Ik keek naar het oranje avondlicht op alle boomstammen rondom mij heen, vanaf de bank. Totdat het ‘ineens’ voorbij is en dat is omdat de zon lager is gezakt. Nu is het nog donkerder, de lucht veranderd van blauw-grijs naar donkerblauw en de stammen verdwijnen in de massa van het zwarte bladerdek en zijn niet meer afzonderlijk te onderscheiden. Alleen verderop een iel stammetje met loofboomblad als kruin.
Voor mij is dit hier kunnen waarnemen al genoeg reden om hier te willen zijn. Al die bomen om mij heen met de weidse lucht boven hen en straks verwacht ik een heldere sterrenhemel, die er gisterenavond na een zwaar bewolkte dag ook was. Een natuurspektakel dat zich in stilte elke dag voltrekt, elke keer weer anders. Mooi om mee te maken, vind ik.
‘Vandaag heb ik een nieuw stuk Nederland leren kennen’, zei L. tegen mij, ‘want wat heb ik nou in een bos te zoeken?! Die weg gaat maar door en wat is die lang’, dacht hij in de auto. Ik had gemaild dat hij door moest rijden totdat het niet meer kon. Wat is dát nou?!, riep hij als er een eikel beneden viel. Nee, het bos is geen plek om lang in te verblijven, ik kon zijn ongemak voelen.
Het komt ook zo voor in de Europese sprookjes, mythen en sagen: het bos als unheimisch, waar enge dingen gebeuren. Roodkapje in het bos die er de boze wolf tegen komt, verdwalen in het bos is als verdwalen in je eigen geest: het onbekende, het onbewuste dat je zomaar bij de lurven kan grijpen, waar je in kan verdwijnen. Ik kijk nu op en alles is nu inktzwart buiten: Dat dus, wie wil daar nu zijn?
Ik heb nu de gordijnen dichtgetrokken en het licht aangedaan, het schouwspel is voorbij.

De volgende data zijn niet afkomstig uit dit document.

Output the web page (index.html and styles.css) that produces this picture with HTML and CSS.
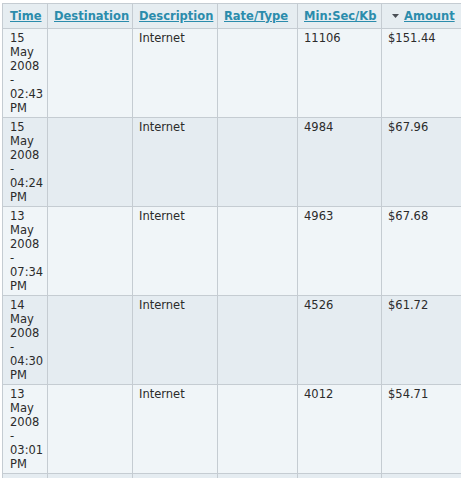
FILE: index.html
```html
<!DOCTYPE html>
<html>
<head>
<meta charset="utf-8">
<link rel="stylesheet" href="styles.css">
</head>
<body>
<table class="calls">
  <colgroup>
    <col class="c-time"><col class="c-dest"><col class="c-desc"><col class="c-rate"><col class="c-min"><col class="c-amt">
  </colgroup>
  <thead>
    <tr>
      <th><a href="#">Time</a></th>
      <th><a href="#">Destination</a></th>
      <th><a href="#">Description</a></th>
      <th><a href="#">Rate/Type</a></th>
      <th><a href="#">Min:Sec/Kb</a></th>
      <th class="sorted"><svg class="arrow" width="7" height="4" viewBox="0 0 7 4"><path d="M0 0H7L3.5 4Z" fill="#4a4f55"/></svg><a href="#">Amount</a></th>
    </tr>
  </thead>
  <tbody>
    <tr class="odd">
      <td>15<br>May<br>2008<br>-<br>02:43<br>PM</td><td></td><td>Internet</td><td></td><td>11106</td><td>$151.44</td>
    </tr>
    <tr class="even">
      <td>15<br>May<br>2008<br>-<br>04:24<br>PM</td><td></td><td>Internet</td><td></td><td>4984</td><td>$67.96</td>
    </tr>
    <tr class="odd">
      <td>13<br>May<br>2008<br>-<br>07:34<br>PM</td><td></td><td>Internet</td><td></td><td>4963</td><td>$67.68</td>
    </tr>
    <tr class="even">
      <td>14<br>May<br>2008<br>-<br>04:30<br>PM</td><td></td><td>Internet</td><td></td><td>4526</td><td>$61.72</td>
    </tr>
    <tr class="odd">
      <td>13<br>May<br>2008<br>-<br>03:01<br>PM</td><td></td><td>Internet</td><td></td><td>4012</td><td>$54.71</td>
    </tr>
    <tr class="even">
      <td></td><td></td><td></td><td></td><td></td><td></td>
    </tr>
  </tbody>
</table>
</body>
</html>
```
FILE: styles.css
```css
html, body {
  margin: 0;
  padding: 0;
  background: #ffffff;
  overflow: hidden;
}
body {
  padding: 3px 0 0 2px;
  font-family: "DejaVu Sans", Verdana, sans-serif;
  font-size: 11.5px;
  color: #2b2b2b;
}
.calls {
  border-collapse: collapse;
  table-layout: fixed;
  width: 459px;
}
.c-time { width: 45px; }
.c-dest { width: 85px; }
.c-desc { width: 85px; }
.c-rate { width: 80px; }
.c-min  { width: 84px; }
.c-amt  { width: 80px; }
.calls th,
.calls td {
  border: 1px solid #c5ccd2;
  padding: 2px 4px 2px 6px;
  text-align: left;
  white-space: nowrap;
  overflow: hidden;
}
.calls th {
  height: 20px;
  background: #e6edf1;
  font-weight: bold;
  vertical-align: middle;
}
.calls th:first-child,
.calls td:first-child {
  padding-left: 7px;
}
.calls th a {
  color: #2b8cac;
  text-decoration: underline;
}
.calls .sorted {
  padding-left: 10px;
}
.arrow {
  display: inline-block;
  margin-right: 5px;
  vertical-align: 2px;
}
.calls td {
  vertical-align: top;
  line-height: 14px;
  height: 84px;
}
.odd td { background: #f0f5f8; }
.even td { background: #e5ecf1; }
```
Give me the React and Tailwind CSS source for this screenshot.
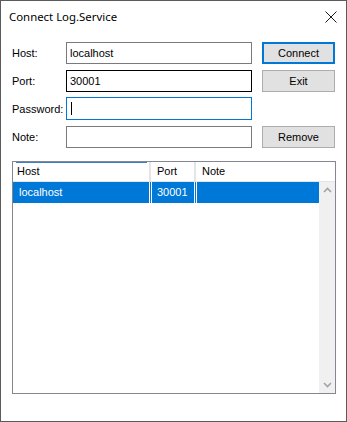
export default function App() {
  const body = { fontFamily: '"Liberation Sans", Arial, sans-serif' };
  const title = { fontFamily: '"Noto Sans", "Open Sans", sans-serif' };
  return (
    <div className="w-[347px] h-[422px] bg-white border border-[#5b5b5b] flex flex-col text-[11px] text-black" style={body}>
      {/* title bar */}
      <div className="h-[31px] flex items-center justify-between pl-[8px] pr-[9px]">
        <span className="text-[11.4px] leading-none" style={title}>Connect Log.Service</span>
        <svg width="12" height="12" viewBox="0 0 12 12" className="mt-[1px]">
          <path d="M0.5 0.5 L11.5 11.5 M11.5 0.5 L0.5 11.5" stroke="#1a1a1a" strokeWidth="1" />
        </svg>
      </div>
      {/* form */}
      <div className="flex pl-[11px] pt-[10px]">
        <div className="flex flex-col w-[54px]">
          <div className="h-[22px] flex items-center pt-[1px]">Host:</div>
          <div className="h-[22px] mt-[6px] flex items-center pt-[1px]">Port:</div>
          <div className="h-[22px] mt-[6px] flex items-center pt-[1px]">Password:</div>
          <div className="h-[22px] mt-[6px] flex items-center pt-[1px]">Note:</div>
        </div>
        <div className="flex flex-col w-[186px]">
          <div className="h-[22px] border border-[#7a7a7a] flex items-center pl-[3px]">localhost</div>
          <div className="h-[22px] mt-[6px] border border-[#000] flex items-center pl-[3px]">30001</div>
          <div className="h-[23px] mt-[5px] border border-[#0078d7] flex items-center pl-[4px]">
            <div className="w-px h-[13px] bg-black" />
          </div>
          <div className="h-[22px] mt-[6px] border border-[#7a7a7a]" />
        </div>
        <div className="flex flex-col w-[73px] ml-[10px]">
          <div className="h-[22px] border-2 border-[#0078d7] bg-[#e1e1e1] flex items-center justify-center">Connect</div>
          <div className="h-[22px] mt-[6px] border border-[#adadad] bg-[#e1e1e1] flex items-center justify-center">Exit</div>
          <div className="h-[22px] mt-[34px] border border-[#adadad] bg-[#e1e1e1] flex items-center justify-center">Remove</div>
        </div>
      </div>
      {/* list view */}
      <div className="ml-[11px] mt-[13px] w-[324px] h-[233px] border border-[#828790] flex flex-col relative">
        <div className="h-[20px] flex border-b border-[#e5e5e5]">
          <div className="w-[137px] relative flex items-center pl-[4px] border-r border-[#e5e5e5]">
            <div className="absolute top-0 left-[3px] right-[2px] h-px bg-[#3d7ec4]" />
            Host
          </div>
          <div className="w-[45px] flex items-center pl-[6px] border-l border-r border-[#e5e5e5]">Port</div>
          <div className="flex-1 flex items-center pl-[6px] border-l border-[#e5e5e5]">Note</div>
        </div>
        <div className="flex flex-1">
          <div className="flex-1 flex flex-col">
            <div className="h-[21px] flex bg-[#0078d7] text-white">
              <div className="w-[136px] flex items-center pl-[6px]">localhost</div>
              <div className="w-px bg-white" />
              <div className="w-px" />
              <div className="w-px bg-white" />
              <div className="w-[42px] flex items-center pl-[5px]">30001</div>
              <div className="w-px bg-white" />
              <div className="w-px" />
              <div className="w-px bg-white" />
              <div className="flex-1" />
            </div>
          </div>
          <div className="w-[16px] bg-[#f0f0f0] flex flex-col justify-between items-center py-[5px]">
            <svg width="9" height="6" viewBox="0 0 9 6">
              <path d="M1 5 L4.5 1.5 L8 5" stroke="#a3a3a3" strokeWidth="1.6" fill="none" />
            </svg>
            <svg width="9" height="6" viewBox="0 0 9 6">
              <path d="M1 1 L4.5 4.5 L8 1" stroke="#a3a3a3" strokeWidth="1.6" fill="none" />
            </svg>
          </div>
        </div>
      </div>
    </div>
  );
}
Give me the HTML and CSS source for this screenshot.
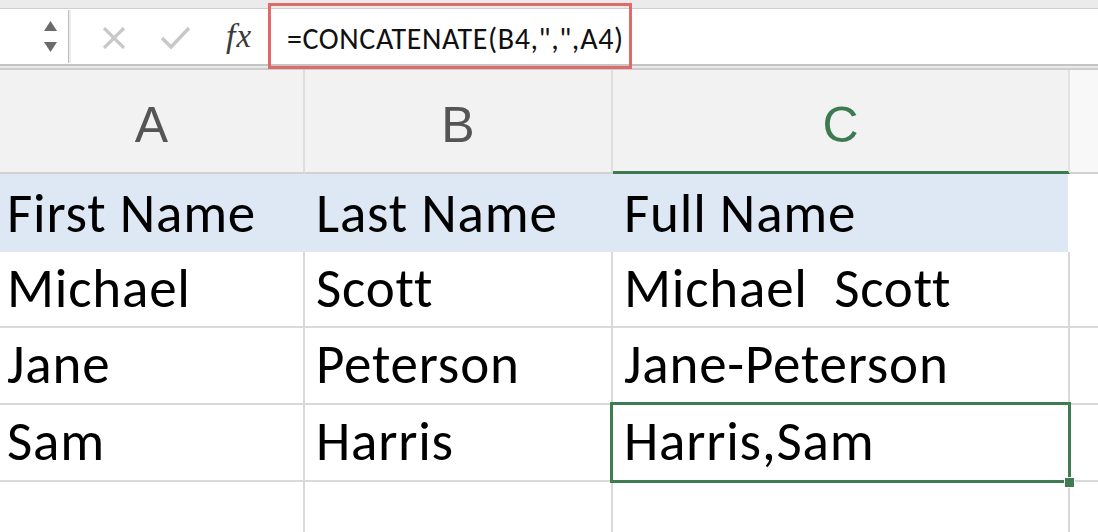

Voor mij heeft het bos nooit een negatieve bijklank gehad, alleen maar positief: dat het daar groeit en bloeit en kan veranderen en dus altijd in beweging is: de loofbomen krijgen straks herfstkleuren, dan zullen ze kaal worden en dan weer komt er fris lentegroen, en de dennenbomen geuren, er zijn dennenappels en beukennootjes en paddenstoelen en er is altijd wat te zien. En de wind is op een eigen wijze present en ik denk dan aan de geest die overal waait en de wereld bewoont. Zó verschillend kan beleving zijn. De ene voelt zich al half begraven in een bos, ‘Waar zijn de mensen?!’ Voor mij is dit een plek vol leven.